Dalam kehidupan ini, segala hal terjadi di sekitar kita, segala hal bisa terjadi pada kita, tetapi satu-satunya hal yang benar-benar penting adalah apa yang terjadi dalam diri kita.
Anda termasuk yang mana? Saat masalah datang (dan memang selalu datang), bagaimana kita bereaksi? Apakah masalah akan membuat kita lemah, keras hati, atau akan menyebabkan kita berubah menjadi sesuatu yang berharga?
“Kebahagiaan bukan sesuatu yang Anda temukan, tetapi kebahagiaan adalah sesuatu yang Anda buat.”
Tersenyumlah dalam kenikmatan.
Tersenyumlah dalam penderitaan.
Tersenyumlah ketika kesulitan-kesulitan menghadang.
Tersenyumlah ketika seseorang menyakiti Anda.
Tersenyumlah ketika seseorang peduli kepada Anda.
Tetap Berharga
Seorang pembicara terkenal memulai seminarnya dengan mengangkat selembar uang 100 ribu rupiah, dan di dalam ruangan itu ada 200 orang. Pembicara bertanya, “Siapa yang mau uang 100 ribu rupiah ini?” Para peserta serempak mengacungkan tangan.
Pembicara berkata, “Saya akan memberikan uang 100 ribu rupiah ini kepada salah seorang di antara Anda. Tapi izinkanlah saya terlebih dahulu untuk melakukan ini.” Dia mulai meremas-remas uang 100 ribu rupiah itu. Dia bertanya, “Siapa yang masih menginginkan uang ini?” Hadirin mengacungkan tangan.
“Nah, bagaimana kalau saya melakukan ini?” Ia menjatuhkan uang kertas itu ke lantai dan menginjak-injaknya dengan sepatu. Lalu dia memungutnya, dan uang kertas itu kini tampak kusut dan kotor. Dia bertanya lagi, “Siapa yang masih menginginkan uang ini?” Semua tangan mengacung ke udara.

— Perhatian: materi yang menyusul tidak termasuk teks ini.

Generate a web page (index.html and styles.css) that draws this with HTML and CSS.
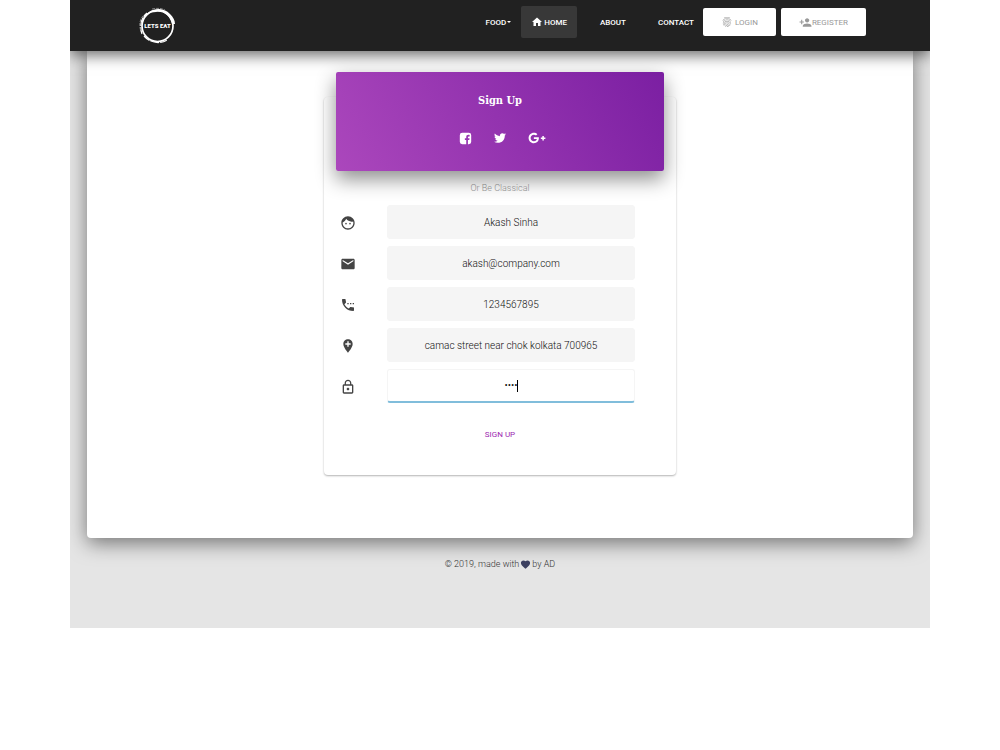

Teman-temanku, kita semua mendapat pelajaran sangat berharga. Tidak peduli apa yang dilakukan pada uang, nyatanya uang itu masih diinginkan, karena betapapun lusuh dan kotor, nilainya tidak berkurang. Uang itu tetap bernilai 100 ribu rupiah.
Seringkali dalam hidup kita, kita jatuh, lusuh dan terbaring di tanah yang kotor akibat keputusan yang kita buat dan keadaan yang menimpa kita. Kita mungkin merasa seolah-olah kita tidak berharga dan tidak berguna lagi. Tapi, apapun yang telah atau akan terjadi, Anda tidak akan pernah kehilangan nilai dari diri Anda. Kotor ataupun bersih, lusuh ataupun rapi, Anda masih tak ternilai bagi mereka yang mengasihi Anda.